Titled "Echo-Chamber Message" -- a public relations term for talking points designed to be repeated again and again -- the Sept. 7, 2005, directive was unmistakable: Assure the scores of countries that had pledged or donated aid at the height of the disaster that their largesse had provided Americans "practical help and moral support" and "highlight the concrete benefits hurricane victims are receiving."

Many of the U.S. diplomats who received the message, however, were beginning to witness a more embarrassing reality. They knew the U.S. government was turning down many allies' offers of manpower, supplies and expertise worth untold millions of dollars. Eventually the United States also would fail to collect most of the unprecedented outpouring of international cash assistance for Katrina's victims.

Allies offered $854 million in cash and in oil that was to be sold for cash. But only $40 million has been used so far for disaster victims or reconstruction, according to U.S. officials and contractors. Most of the aid went uncollected, including $400 million worth of oil. Some offers were withdrawn or redirected to private groups such as the Red Cross. The rest has been delayed by red tape and bureaucratic limits on how it can be spent.

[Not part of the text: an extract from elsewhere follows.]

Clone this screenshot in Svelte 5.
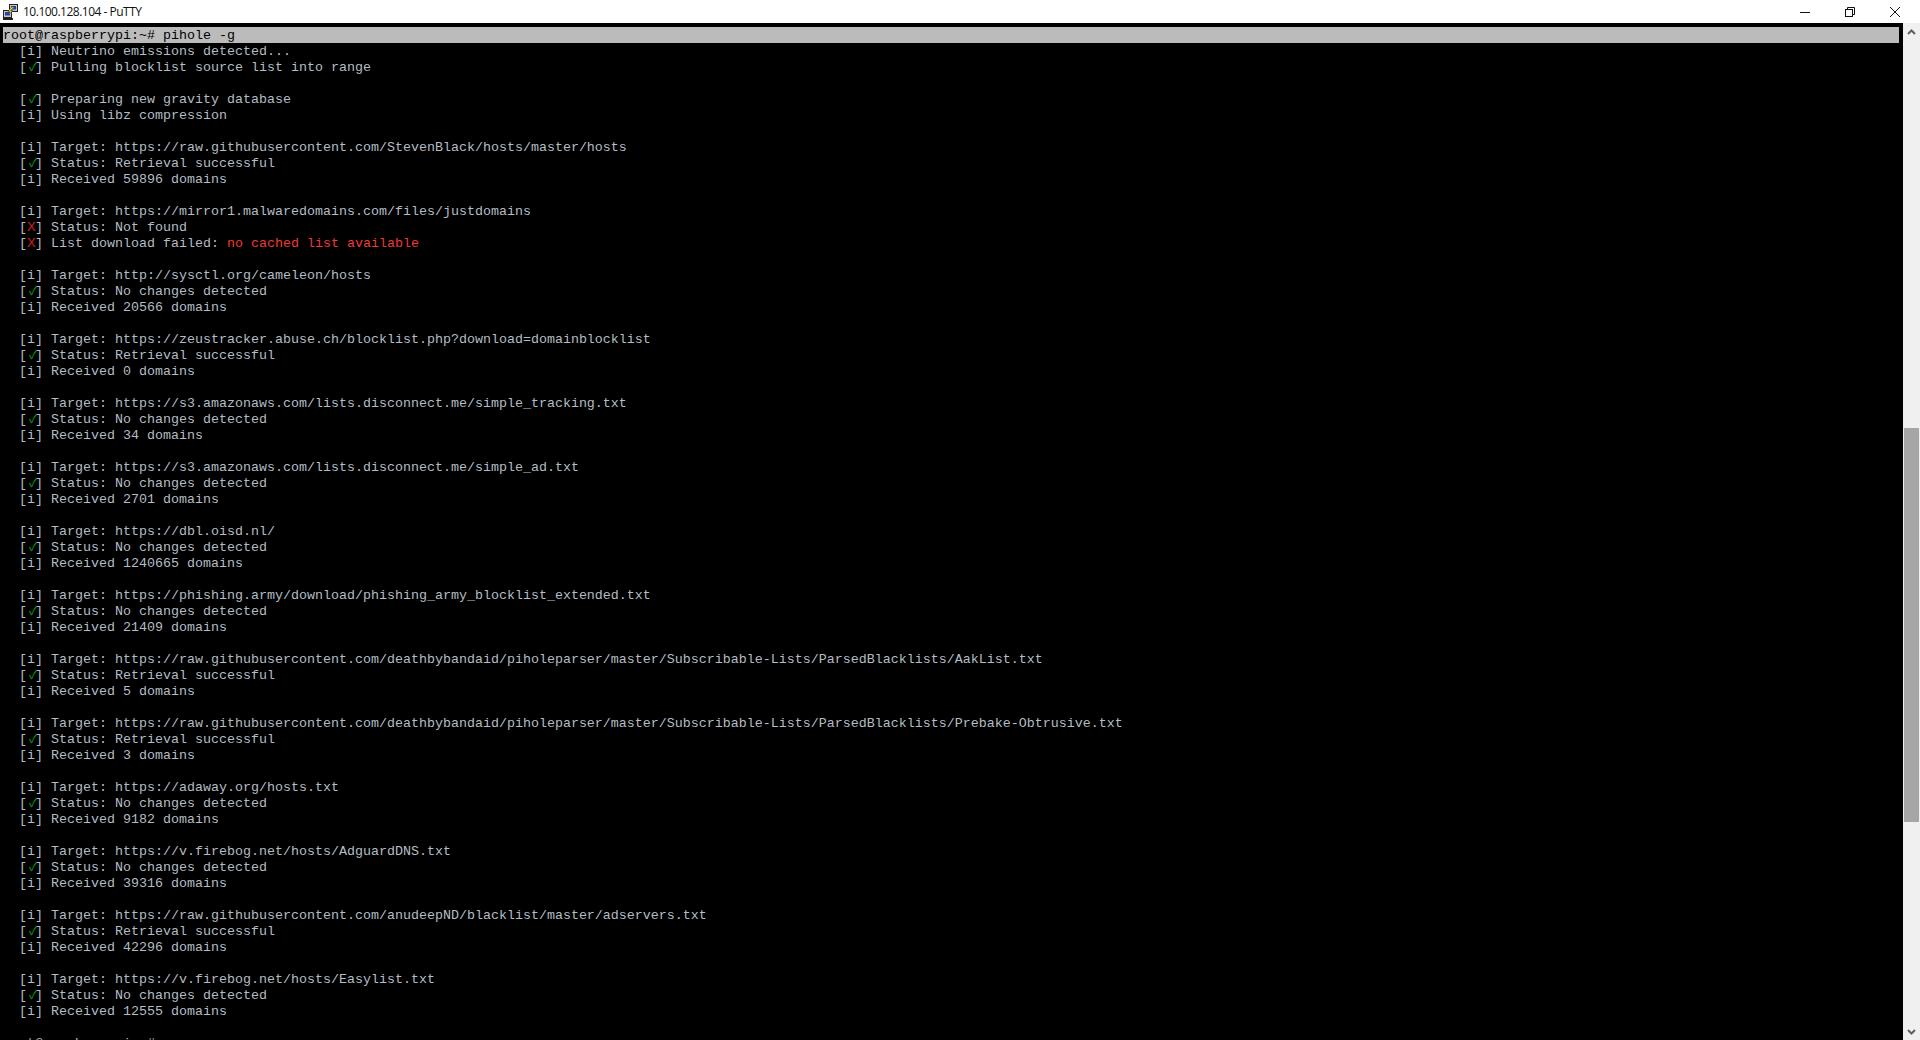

In addition, valuable supplies and services -- such as cellphone systems, medicine and cruise ships -- were delayed or declined because the government could not handle them. In some cases, supplies were wasted.

The struggle to apply foreign aid in the aftermath of the hurricane, which has cost U.S. taxpayers more than $125 billion so far, is another reminder of the federal government's difficulty leading the recovery. Reports of government waste and delays or denials of assistance have surfaced repeatedly since hurricanes Katrina and Rita struck in 2005.